*What the task requires:*
The lines from the top of the material through the line with "import React from 'react';" are to be set down exactly. Leave the pictures out.
** START **
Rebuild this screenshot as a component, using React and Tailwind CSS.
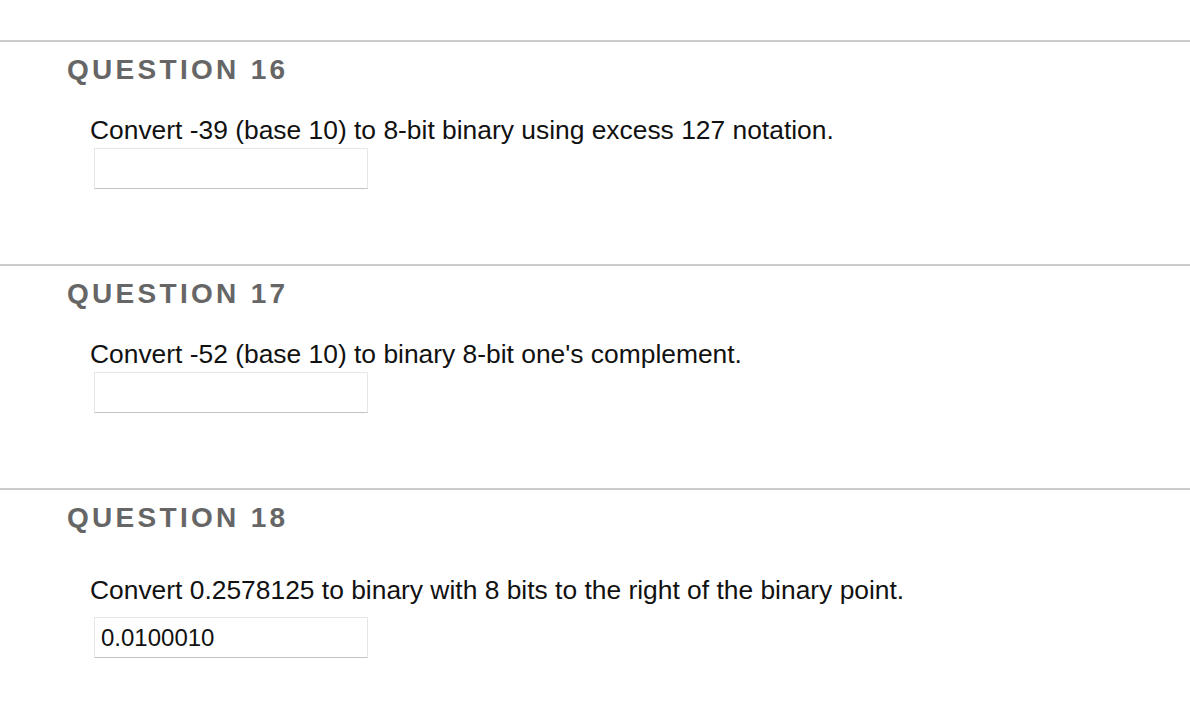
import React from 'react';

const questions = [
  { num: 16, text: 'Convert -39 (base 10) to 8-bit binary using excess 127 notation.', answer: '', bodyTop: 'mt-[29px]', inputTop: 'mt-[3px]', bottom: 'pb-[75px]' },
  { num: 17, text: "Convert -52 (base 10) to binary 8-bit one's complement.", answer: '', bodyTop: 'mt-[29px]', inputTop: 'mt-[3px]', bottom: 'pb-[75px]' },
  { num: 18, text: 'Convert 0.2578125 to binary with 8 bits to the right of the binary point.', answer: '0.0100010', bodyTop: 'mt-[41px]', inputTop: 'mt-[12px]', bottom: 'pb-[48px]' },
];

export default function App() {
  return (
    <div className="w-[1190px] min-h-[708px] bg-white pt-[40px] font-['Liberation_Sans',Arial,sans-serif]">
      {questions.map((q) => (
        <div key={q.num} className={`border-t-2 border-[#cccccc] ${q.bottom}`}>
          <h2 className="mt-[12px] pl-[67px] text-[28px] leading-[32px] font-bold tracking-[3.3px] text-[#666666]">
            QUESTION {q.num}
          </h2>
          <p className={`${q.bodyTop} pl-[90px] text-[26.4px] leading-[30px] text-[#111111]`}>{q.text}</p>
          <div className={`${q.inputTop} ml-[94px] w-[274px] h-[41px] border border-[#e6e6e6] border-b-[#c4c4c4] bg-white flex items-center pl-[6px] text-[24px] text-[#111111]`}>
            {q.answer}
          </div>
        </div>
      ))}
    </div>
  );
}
** END **
*Worked answer:*
Rebuild this screenshot as a component, using React and Tailwind CSS.
import React from 'react';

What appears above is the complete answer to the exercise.